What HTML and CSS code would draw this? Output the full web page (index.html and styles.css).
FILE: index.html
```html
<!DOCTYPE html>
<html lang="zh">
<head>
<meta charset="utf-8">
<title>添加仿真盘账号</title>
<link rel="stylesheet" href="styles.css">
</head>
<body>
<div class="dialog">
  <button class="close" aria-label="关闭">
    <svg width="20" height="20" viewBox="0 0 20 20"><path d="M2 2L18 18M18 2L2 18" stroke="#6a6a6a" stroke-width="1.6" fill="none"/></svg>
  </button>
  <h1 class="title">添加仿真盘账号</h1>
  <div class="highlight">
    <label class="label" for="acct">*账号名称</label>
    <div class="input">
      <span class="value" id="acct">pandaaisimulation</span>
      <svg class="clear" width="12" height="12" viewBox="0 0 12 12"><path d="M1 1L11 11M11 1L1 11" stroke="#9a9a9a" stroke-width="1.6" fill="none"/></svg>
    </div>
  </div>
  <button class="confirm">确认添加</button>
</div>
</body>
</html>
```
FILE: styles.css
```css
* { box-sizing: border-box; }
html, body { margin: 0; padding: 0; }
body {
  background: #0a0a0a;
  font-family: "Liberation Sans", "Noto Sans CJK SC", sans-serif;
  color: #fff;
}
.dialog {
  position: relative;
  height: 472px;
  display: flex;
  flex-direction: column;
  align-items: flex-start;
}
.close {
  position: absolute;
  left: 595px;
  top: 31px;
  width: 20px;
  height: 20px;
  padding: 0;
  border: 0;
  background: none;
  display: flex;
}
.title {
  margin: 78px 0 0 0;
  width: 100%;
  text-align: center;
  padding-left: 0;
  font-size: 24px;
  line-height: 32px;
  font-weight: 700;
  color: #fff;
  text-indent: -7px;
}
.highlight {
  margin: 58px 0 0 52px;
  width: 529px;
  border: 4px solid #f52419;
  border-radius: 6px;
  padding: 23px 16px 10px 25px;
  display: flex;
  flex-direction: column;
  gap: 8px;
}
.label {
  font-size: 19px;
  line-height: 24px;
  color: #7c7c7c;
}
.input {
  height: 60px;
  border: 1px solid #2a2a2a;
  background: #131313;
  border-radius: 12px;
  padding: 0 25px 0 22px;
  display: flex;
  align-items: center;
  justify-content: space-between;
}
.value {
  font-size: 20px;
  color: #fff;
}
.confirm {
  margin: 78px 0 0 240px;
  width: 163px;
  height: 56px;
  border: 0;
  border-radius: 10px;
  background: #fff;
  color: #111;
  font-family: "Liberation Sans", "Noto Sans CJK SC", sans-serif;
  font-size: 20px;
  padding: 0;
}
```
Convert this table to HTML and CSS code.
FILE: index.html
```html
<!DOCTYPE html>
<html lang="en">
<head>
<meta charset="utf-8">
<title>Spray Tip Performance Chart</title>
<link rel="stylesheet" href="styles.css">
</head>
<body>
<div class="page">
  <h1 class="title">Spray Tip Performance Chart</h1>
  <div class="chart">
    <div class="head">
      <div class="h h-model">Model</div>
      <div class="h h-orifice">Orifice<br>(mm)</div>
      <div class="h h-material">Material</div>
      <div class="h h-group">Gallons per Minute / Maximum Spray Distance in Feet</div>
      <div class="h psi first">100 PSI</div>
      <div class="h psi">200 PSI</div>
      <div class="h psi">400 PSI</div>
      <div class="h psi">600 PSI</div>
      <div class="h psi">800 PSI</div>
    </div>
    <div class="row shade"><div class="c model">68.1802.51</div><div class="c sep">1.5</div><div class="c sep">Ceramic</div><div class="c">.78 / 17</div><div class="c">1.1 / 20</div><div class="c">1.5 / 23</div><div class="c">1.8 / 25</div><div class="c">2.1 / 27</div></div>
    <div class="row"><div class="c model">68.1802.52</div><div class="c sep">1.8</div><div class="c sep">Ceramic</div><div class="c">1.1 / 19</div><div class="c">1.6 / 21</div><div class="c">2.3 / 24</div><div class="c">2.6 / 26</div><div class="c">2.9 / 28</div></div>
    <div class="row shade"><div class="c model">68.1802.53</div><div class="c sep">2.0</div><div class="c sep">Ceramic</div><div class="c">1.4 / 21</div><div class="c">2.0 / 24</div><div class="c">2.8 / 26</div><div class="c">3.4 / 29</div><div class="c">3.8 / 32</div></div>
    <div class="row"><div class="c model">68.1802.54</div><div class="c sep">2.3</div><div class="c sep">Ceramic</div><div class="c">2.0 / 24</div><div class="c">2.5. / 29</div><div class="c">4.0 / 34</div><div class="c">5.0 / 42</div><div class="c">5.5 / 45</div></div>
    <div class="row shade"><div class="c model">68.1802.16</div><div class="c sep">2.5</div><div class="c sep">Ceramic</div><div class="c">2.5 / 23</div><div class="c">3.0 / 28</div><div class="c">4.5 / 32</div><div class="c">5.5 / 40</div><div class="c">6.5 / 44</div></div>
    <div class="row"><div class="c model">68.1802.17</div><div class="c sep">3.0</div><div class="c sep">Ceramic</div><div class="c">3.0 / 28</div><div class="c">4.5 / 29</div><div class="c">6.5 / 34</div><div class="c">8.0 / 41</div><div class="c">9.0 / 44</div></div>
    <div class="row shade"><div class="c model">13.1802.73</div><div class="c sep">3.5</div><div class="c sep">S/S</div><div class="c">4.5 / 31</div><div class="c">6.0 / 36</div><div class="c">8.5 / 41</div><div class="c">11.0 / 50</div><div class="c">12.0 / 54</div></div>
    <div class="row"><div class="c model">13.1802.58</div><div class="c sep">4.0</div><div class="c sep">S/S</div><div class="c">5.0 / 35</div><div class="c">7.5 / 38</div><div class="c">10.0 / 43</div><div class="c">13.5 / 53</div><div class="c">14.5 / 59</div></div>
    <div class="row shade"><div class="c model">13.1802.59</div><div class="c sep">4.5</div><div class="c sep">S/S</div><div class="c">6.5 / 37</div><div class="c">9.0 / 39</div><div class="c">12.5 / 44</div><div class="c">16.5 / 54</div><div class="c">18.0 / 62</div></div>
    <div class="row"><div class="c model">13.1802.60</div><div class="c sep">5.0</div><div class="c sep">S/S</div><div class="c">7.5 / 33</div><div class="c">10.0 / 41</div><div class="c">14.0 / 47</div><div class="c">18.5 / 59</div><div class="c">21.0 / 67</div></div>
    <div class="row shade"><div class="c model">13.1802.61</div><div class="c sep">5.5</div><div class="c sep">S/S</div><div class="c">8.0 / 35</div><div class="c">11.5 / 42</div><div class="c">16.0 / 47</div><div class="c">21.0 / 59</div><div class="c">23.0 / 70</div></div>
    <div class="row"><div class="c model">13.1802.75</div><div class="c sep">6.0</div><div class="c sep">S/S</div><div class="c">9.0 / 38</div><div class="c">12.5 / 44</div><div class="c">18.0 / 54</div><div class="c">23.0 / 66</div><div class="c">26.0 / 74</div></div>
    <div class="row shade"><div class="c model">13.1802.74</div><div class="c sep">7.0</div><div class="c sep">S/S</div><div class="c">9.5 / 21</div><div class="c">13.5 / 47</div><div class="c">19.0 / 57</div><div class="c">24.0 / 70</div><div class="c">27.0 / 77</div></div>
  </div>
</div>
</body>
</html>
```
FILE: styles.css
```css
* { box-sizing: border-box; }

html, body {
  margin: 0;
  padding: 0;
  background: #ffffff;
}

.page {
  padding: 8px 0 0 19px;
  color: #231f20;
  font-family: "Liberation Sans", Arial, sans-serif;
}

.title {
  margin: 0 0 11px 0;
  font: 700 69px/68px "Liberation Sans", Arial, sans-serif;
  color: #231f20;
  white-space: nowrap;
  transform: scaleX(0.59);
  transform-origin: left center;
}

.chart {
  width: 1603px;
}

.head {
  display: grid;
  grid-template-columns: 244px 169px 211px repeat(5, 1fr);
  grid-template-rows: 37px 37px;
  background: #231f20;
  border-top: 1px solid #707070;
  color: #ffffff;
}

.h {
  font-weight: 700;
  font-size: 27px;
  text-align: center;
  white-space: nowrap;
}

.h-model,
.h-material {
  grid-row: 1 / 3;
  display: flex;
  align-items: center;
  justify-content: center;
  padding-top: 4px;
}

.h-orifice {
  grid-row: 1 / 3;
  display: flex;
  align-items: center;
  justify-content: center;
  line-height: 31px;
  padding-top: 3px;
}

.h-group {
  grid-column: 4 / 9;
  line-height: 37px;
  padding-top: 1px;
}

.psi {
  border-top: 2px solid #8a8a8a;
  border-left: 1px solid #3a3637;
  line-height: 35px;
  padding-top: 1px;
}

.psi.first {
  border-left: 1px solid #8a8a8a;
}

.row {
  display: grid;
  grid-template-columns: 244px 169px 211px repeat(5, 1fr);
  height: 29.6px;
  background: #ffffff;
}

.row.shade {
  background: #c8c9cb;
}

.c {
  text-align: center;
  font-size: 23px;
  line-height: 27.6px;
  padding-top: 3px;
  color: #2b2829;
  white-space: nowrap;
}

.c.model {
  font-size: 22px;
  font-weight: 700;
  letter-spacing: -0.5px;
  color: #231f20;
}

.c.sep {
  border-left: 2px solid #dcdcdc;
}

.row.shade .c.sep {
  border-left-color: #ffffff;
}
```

...

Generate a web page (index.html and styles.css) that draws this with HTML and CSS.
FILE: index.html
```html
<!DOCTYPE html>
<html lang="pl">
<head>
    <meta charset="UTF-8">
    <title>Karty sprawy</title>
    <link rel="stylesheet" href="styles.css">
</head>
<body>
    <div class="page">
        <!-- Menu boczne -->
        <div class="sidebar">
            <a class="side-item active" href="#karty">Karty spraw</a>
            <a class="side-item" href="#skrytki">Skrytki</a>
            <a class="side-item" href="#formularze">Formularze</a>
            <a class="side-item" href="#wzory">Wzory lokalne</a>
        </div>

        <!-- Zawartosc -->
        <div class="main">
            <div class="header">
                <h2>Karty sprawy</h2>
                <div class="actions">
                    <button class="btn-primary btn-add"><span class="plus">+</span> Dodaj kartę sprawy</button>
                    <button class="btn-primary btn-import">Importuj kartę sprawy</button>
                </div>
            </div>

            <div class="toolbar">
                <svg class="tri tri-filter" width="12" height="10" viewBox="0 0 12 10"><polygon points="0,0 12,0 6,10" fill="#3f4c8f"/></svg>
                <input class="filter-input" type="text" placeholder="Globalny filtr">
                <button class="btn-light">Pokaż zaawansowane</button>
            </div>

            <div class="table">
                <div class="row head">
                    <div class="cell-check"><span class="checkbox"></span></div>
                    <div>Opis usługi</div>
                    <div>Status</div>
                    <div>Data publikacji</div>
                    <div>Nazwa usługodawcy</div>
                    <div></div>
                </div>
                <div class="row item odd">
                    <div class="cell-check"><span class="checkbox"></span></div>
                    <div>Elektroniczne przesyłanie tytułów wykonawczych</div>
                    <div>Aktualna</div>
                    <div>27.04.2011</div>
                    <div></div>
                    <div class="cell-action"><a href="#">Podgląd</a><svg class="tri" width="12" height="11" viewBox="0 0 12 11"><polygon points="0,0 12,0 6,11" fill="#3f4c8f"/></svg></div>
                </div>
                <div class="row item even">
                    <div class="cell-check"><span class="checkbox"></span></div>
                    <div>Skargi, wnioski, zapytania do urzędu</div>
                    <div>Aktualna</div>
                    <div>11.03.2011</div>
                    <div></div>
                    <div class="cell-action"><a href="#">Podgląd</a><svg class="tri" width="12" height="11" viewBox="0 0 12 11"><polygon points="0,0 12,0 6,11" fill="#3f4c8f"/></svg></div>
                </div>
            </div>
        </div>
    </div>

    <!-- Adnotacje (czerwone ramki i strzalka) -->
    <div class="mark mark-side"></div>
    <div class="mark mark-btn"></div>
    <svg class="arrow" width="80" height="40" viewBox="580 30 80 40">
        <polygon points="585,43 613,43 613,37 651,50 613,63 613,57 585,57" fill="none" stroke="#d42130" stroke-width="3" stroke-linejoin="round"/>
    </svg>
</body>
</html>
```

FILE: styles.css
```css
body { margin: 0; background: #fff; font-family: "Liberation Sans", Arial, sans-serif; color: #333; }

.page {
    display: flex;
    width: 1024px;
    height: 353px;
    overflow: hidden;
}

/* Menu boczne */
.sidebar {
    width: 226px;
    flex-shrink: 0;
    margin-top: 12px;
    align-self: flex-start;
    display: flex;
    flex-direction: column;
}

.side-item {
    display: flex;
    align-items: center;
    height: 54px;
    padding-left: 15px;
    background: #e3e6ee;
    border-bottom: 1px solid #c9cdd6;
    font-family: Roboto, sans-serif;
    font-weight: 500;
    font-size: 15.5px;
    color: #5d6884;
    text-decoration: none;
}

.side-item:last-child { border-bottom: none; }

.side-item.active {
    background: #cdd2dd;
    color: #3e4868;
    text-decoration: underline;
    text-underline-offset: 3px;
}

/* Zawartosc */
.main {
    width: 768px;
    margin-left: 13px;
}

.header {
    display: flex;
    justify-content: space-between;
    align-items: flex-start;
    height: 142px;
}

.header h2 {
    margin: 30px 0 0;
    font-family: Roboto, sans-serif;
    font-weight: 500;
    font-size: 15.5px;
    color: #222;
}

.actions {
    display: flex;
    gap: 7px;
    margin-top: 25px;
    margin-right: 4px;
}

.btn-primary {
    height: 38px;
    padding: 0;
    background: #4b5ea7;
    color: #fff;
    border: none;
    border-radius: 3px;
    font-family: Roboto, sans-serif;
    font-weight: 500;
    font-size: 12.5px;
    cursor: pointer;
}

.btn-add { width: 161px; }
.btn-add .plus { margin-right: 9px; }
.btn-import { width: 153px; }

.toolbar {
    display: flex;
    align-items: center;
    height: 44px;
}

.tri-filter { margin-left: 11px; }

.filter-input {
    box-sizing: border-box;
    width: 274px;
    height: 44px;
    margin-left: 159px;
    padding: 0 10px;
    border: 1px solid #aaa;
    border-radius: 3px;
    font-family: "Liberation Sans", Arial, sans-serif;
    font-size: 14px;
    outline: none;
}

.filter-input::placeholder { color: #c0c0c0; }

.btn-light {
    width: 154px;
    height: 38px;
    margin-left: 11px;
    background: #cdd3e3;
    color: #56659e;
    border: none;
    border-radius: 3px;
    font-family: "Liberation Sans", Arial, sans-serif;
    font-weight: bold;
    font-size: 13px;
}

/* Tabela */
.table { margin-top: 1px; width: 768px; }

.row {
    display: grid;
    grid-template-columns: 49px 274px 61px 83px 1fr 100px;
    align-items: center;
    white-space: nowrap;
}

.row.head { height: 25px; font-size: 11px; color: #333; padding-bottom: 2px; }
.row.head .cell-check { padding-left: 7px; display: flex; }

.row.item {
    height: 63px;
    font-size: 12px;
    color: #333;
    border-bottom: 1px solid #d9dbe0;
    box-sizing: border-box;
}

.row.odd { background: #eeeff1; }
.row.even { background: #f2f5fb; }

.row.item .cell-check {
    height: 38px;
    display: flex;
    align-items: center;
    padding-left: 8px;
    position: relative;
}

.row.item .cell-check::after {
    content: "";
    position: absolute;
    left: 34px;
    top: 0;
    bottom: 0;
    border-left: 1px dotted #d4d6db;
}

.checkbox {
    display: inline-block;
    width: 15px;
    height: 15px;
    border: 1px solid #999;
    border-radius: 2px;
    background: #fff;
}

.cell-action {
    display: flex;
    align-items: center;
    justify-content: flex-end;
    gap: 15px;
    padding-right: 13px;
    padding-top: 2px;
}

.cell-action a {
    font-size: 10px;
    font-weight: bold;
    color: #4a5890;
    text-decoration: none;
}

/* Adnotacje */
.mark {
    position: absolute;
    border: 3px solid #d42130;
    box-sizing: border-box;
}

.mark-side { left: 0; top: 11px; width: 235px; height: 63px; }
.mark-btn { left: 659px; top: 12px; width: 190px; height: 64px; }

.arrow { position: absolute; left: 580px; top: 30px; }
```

---

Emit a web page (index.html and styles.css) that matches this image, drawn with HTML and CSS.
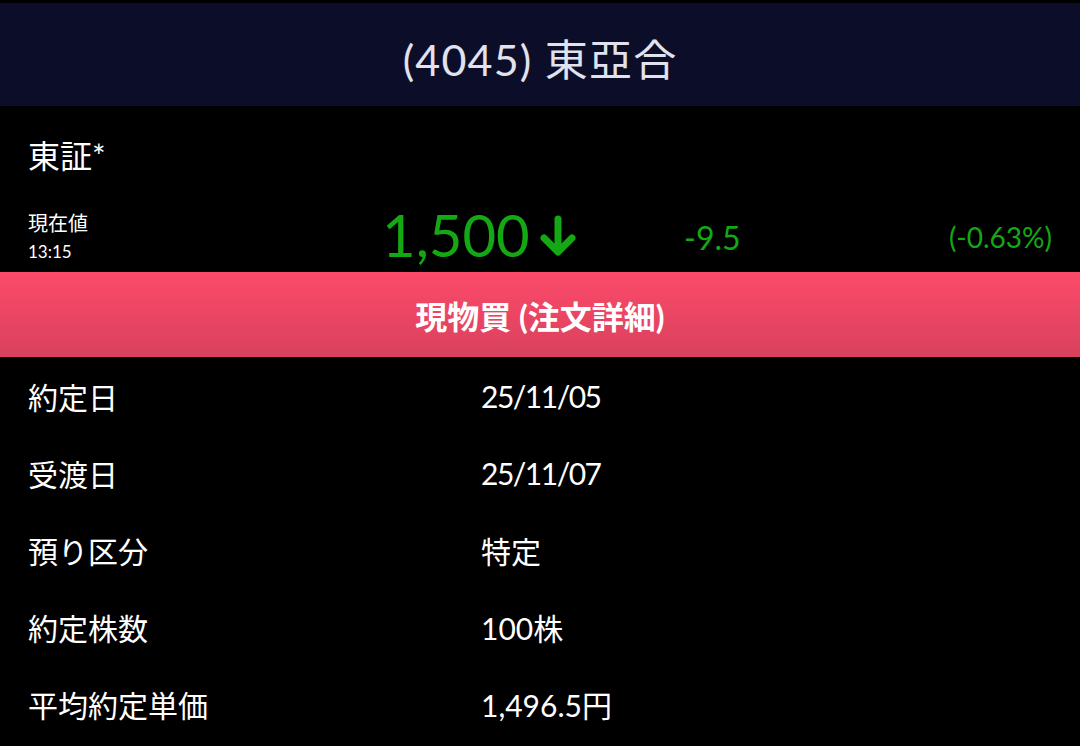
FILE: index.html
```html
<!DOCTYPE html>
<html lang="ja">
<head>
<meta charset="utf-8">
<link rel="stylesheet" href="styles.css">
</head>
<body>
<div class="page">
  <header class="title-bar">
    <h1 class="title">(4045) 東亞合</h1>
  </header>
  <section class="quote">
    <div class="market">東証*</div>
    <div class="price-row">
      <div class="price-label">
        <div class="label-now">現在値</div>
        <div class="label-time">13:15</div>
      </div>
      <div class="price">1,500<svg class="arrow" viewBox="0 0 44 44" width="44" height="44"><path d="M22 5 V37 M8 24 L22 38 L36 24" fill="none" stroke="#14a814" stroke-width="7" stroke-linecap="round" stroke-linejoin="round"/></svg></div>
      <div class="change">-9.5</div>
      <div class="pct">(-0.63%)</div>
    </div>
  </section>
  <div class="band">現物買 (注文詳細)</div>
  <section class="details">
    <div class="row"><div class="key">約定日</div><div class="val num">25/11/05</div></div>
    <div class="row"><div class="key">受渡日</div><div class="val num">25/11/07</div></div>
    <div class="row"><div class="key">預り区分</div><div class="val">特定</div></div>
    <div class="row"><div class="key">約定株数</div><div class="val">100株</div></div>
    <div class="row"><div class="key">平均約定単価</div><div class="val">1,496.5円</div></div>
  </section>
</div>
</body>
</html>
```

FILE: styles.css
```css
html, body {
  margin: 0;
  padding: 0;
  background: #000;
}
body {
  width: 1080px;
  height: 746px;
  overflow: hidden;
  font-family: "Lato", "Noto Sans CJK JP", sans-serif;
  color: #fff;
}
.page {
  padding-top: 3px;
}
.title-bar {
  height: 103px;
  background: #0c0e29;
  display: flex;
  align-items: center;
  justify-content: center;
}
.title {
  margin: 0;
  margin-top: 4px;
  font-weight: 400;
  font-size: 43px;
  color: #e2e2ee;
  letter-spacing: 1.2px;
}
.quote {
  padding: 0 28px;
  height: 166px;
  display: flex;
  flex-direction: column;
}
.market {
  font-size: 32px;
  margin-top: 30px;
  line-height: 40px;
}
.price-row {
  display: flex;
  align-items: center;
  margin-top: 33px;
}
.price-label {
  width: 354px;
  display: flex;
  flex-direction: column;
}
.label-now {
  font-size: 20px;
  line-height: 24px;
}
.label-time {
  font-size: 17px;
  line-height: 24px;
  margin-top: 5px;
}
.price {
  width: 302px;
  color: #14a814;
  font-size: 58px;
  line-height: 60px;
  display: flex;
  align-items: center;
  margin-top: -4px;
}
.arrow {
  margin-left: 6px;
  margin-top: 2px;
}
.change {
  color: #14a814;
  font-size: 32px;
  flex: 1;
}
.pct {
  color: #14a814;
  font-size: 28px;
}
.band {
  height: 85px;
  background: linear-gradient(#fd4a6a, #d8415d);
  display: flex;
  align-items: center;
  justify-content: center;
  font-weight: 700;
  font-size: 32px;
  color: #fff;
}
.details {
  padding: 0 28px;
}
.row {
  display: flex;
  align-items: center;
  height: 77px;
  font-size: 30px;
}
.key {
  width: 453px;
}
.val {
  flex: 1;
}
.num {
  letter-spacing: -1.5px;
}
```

• _Exercise objective_
Determine how many lines of this listing contain "that", and give only the number.

• _Result of this exercise_
2